During the trial, testimony from the parents of the four victims was heard, which proved decisive in convincing the jury of the Crumbleys’ guilt. They all asked the judge to sentence Ethan’s parents to 10 years, branding them as failures whose selfishness led to four deaths and a community tragedy.
“The blood of our children is on your hands,” said Craig Shilling, who wore a hoodie with his son Justin Shilling’s image on his chest, AP reports. “Not only did your son kill my daughter, but you both did as well. While you were purchasing a gun for your son and leaving it unlocked, I was helping her finish her college essays,” Nicole Beausoleil, Madisyn Baldwin’s mother, said as she looked at James and Jennifer Crumbley in the face.
Alarming signs that no one saw
“The thoughts won’t stop. Help me. My life is useless. Blood everywhere,” Ethan wrote in his math notebook, along with drawings of a gun, a bullet and a gunshot victim. Ethan told a school counselor he was sad; his grandmother had died, and his only friend had suddenly moved away. But he claimed the drawing only reflected his interest in the world of video games.
The Crumbleys were summoned to a meeting at the school that lasted less than 15 minutes. They failed to mention that the gun their son drew resembled the one that James Crumbley, 47, had purchased just four days earlier: a Sig Sauer 9mm that the teenager had described on social media as “his beauty.”
After the meeting, the parents refused to take their son home, opting to return to work and agreeing to a list of mental health services provided by the school. The faculty agreed to let Ethan stay there, as one of the school counselors felt that it would be safer for the young man to remain at the school than to stay home alone. But no one checked his backpack. That same day, he pulled out his gun and killed four students and wounded seven others with it.
At the trial, there was no testimony from specialists about Ethan’s mental state. But the judge, over the defense’s objections, allowed the jury to see excerpts from his diary. “I have zero help for my mental problems and it’s causing me to shoot up the … school,” he wrote. “I want help but my parents don’t listen to me so I can’t get any help.”
When asked if Ethan had experienced hallucinations months before the shooting, Jennifer Crumbley, 46, told jurors that he was simply “messing around.” This Tuesday, before the sentence was handed down, she expressed her “deepest sorrow” and said she’d had no idea her son was capable of killing.

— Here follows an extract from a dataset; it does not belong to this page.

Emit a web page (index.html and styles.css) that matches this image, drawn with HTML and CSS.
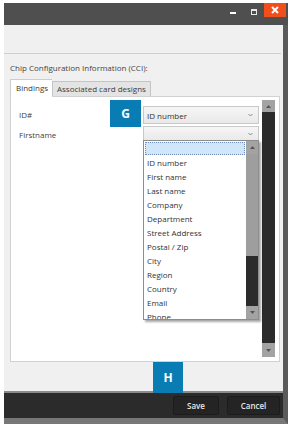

“My husband and I used to say we had the perfect kid... I didn’t have a reason to do anything different,” she said. “With the benefit of hindsight and information I have now, my answer would be drastically different.” She also said: “Never think that this could not happen to you. The prosecution has tried to mold us into the type of horrible parents that only a mass or school shooter could be bred from.”
During the trial, the prosecutor demonstrated how a simple padlock could have secured the gun.